> AIM
Below are the records; pull every line that includes "styles".
══ DATA EXCERPTS
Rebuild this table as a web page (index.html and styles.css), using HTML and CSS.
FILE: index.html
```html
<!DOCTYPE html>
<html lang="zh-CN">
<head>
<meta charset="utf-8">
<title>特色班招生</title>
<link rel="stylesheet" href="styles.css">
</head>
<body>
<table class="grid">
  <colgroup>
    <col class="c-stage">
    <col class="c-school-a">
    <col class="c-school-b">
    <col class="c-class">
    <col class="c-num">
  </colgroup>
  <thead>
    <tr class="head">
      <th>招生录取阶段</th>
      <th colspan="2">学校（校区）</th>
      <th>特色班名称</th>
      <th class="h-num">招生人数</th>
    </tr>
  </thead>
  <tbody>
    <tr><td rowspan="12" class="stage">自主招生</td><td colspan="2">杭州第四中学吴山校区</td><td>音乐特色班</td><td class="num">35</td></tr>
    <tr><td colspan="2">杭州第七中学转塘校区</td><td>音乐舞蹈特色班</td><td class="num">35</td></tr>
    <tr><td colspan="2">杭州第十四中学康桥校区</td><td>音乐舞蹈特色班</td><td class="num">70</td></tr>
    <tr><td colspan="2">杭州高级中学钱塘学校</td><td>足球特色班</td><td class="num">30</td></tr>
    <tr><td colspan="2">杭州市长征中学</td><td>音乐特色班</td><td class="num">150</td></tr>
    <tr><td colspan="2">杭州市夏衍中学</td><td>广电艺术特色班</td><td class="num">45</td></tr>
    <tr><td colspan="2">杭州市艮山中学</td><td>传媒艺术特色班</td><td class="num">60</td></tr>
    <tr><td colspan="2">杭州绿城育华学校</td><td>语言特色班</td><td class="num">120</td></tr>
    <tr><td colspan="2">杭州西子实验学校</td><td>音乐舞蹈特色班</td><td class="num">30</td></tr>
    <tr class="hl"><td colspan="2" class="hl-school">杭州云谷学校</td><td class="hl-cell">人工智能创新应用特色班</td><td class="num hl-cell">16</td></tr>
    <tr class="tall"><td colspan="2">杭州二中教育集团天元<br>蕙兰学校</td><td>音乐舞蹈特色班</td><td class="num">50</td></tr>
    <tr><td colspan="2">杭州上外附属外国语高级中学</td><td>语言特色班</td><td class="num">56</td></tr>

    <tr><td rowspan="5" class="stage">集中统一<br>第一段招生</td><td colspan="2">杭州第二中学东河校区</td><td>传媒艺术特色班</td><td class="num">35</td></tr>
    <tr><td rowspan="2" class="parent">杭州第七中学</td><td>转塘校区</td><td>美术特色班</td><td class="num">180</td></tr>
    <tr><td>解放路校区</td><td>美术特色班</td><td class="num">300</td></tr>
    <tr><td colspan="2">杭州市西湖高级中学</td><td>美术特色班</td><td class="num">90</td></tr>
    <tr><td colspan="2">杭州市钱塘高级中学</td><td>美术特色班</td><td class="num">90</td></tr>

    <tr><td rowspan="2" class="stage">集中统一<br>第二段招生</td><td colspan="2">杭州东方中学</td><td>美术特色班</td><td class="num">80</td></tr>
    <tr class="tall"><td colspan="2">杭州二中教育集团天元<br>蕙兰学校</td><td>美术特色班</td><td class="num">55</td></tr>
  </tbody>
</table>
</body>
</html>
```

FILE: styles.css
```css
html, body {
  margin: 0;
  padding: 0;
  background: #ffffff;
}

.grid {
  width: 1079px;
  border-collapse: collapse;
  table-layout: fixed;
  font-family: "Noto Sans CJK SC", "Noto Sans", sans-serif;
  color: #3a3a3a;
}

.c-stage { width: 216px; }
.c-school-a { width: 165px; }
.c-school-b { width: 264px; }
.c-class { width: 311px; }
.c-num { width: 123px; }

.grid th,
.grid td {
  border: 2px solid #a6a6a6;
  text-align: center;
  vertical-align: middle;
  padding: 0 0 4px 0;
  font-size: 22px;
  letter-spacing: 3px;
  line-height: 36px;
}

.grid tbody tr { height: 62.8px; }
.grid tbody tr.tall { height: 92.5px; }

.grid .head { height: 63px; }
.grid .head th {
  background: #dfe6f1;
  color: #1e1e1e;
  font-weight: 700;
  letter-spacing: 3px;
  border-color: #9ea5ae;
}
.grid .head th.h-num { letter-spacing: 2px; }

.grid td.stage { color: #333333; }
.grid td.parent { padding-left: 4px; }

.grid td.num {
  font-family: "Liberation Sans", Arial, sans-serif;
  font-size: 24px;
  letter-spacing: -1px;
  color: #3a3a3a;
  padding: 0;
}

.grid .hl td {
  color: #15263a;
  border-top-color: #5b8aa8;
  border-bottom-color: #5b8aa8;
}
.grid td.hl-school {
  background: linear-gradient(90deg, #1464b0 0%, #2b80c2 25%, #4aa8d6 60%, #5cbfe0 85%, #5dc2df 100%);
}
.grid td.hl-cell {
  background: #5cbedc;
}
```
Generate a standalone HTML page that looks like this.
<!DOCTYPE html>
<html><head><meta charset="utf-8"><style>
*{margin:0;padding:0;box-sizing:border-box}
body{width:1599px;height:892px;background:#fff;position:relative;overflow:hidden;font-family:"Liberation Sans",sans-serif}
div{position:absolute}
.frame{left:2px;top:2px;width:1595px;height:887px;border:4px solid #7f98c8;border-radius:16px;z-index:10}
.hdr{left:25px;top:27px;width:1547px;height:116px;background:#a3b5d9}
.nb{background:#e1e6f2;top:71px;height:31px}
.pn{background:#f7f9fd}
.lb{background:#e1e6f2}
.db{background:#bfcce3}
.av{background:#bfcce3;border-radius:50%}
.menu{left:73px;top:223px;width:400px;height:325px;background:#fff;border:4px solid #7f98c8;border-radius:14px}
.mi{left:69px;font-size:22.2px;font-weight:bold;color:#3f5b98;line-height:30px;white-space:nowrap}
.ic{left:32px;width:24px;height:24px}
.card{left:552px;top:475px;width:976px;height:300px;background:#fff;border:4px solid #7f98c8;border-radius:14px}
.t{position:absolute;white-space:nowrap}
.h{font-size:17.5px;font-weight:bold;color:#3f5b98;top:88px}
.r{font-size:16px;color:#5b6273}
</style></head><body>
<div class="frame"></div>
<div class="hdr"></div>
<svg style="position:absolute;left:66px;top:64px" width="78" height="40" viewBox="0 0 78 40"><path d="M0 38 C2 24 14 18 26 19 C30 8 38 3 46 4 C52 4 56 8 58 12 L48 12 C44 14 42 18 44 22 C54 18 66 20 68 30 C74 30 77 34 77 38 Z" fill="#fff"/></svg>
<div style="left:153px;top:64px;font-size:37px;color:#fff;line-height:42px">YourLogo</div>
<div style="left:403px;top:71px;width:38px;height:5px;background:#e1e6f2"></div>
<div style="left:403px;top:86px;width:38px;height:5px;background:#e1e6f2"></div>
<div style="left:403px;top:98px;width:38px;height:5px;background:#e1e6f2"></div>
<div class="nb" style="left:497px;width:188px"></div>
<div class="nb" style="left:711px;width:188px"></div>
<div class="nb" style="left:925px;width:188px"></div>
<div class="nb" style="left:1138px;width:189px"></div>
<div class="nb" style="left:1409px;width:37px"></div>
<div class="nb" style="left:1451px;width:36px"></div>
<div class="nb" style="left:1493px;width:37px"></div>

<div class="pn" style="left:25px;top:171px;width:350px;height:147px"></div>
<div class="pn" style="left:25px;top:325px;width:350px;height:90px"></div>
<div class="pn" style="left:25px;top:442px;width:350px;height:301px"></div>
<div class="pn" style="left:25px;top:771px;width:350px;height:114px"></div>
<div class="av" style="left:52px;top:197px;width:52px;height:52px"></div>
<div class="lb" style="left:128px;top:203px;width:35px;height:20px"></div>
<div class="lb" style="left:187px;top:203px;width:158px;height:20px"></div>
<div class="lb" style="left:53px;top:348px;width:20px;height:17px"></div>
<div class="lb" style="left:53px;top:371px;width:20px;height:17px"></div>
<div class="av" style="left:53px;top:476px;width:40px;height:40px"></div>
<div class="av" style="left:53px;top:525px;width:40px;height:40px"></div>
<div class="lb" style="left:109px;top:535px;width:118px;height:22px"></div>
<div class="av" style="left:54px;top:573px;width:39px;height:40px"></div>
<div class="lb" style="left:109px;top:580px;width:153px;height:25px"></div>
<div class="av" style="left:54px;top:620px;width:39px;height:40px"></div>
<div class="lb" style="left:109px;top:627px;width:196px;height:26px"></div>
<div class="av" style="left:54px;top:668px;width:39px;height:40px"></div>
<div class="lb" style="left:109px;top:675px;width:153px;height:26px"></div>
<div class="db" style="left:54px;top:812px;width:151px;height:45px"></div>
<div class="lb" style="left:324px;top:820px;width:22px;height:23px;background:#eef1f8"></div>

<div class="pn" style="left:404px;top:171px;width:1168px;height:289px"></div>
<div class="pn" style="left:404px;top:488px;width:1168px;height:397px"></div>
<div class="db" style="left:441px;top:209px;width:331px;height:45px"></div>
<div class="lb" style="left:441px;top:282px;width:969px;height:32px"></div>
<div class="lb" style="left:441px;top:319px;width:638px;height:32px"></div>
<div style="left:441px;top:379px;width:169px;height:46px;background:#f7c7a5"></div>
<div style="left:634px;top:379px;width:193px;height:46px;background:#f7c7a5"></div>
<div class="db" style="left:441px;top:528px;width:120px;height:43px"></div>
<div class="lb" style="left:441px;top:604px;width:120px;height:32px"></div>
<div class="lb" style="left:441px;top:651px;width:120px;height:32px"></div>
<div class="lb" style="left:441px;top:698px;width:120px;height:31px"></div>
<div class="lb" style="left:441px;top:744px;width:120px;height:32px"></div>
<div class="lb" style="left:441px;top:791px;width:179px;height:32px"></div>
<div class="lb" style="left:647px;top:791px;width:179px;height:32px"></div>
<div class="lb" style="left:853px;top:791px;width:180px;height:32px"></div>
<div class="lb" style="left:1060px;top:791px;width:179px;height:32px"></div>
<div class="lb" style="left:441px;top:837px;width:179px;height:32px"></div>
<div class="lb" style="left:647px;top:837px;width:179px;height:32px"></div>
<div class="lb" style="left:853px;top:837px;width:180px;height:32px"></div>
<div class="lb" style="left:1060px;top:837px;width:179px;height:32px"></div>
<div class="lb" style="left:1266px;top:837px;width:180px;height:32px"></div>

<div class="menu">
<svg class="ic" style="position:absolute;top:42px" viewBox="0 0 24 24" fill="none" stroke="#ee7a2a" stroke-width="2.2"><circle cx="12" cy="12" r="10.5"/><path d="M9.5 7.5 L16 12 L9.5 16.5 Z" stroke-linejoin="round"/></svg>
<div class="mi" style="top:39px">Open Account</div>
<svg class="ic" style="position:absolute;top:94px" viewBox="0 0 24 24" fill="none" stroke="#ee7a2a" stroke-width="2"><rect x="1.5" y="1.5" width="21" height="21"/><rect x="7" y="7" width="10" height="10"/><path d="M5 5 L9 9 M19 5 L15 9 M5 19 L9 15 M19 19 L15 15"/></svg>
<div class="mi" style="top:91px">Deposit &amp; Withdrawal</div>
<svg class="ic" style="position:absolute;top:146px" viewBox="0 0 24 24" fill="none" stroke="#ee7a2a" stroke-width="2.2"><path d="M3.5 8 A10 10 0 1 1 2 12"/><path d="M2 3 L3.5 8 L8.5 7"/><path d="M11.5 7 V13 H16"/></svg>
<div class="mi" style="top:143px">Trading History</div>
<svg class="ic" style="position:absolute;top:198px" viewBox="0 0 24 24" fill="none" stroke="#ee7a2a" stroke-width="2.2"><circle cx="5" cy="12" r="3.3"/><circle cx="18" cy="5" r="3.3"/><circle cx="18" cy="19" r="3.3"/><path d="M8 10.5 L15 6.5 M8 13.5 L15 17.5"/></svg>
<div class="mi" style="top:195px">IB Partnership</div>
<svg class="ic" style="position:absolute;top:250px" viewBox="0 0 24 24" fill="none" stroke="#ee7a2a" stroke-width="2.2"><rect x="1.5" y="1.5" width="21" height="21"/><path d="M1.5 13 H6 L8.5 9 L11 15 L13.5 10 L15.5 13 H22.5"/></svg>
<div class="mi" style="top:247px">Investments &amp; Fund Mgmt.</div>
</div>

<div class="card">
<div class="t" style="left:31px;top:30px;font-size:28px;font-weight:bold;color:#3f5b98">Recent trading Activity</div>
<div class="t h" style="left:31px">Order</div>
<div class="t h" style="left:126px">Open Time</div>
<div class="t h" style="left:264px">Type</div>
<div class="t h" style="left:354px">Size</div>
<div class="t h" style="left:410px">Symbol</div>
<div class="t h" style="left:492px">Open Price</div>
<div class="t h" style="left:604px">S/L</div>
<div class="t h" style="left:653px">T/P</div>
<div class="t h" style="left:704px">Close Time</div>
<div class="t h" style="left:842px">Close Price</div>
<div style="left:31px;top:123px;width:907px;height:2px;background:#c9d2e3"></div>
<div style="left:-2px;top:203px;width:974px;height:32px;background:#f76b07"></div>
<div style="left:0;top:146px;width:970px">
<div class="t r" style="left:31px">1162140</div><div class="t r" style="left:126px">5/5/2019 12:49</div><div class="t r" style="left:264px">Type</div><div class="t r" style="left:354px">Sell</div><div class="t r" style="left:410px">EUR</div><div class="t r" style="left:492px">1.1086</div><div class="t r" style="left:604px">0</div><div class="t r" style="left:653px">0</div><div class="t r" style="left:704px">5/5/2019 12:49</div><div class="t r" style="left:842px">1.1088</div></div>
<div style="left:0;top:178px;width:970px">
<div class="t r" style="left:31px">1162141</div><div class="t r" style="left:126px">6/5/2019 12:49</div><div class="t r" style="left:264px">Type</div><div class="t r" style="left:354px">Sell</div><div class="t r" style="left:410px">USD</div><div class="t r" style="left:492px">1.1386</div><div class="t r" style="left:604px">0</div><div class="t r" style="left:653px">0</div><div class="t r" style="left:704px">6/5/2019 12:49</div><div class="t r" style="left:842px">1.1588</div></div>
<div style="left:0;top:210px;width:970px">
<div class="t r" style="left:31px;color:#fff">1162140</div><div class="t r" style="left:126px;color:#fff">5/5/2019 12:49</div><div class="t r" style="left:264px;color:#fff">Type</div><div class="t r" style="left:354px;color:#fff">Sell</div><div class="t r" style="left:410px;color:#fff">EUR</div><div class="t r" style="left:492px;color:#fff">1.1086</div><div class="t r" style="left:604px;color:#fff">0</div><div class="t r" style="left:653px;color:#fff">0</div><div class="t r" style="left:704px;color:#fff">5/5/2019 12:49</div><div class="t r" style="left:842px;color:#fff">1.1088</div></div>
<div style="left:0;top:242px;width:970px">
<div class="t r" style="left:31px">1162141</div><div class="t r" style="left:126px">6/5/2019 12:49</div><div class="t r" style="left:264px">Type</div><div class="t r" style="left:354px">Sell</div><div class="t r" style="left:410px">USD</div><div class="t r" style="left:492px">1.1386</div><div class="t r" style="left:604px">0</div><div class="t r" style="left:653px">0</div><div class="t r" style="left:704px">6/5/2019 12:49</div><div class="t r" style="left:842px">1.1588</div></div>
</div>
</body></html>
════
> RESULT FOR THIS TASK
Rebuild this table as a web page (index.html and styles.css), using HTML and CSS.
<link rel="stylesheet" href="styles.css">
FILE: styles.css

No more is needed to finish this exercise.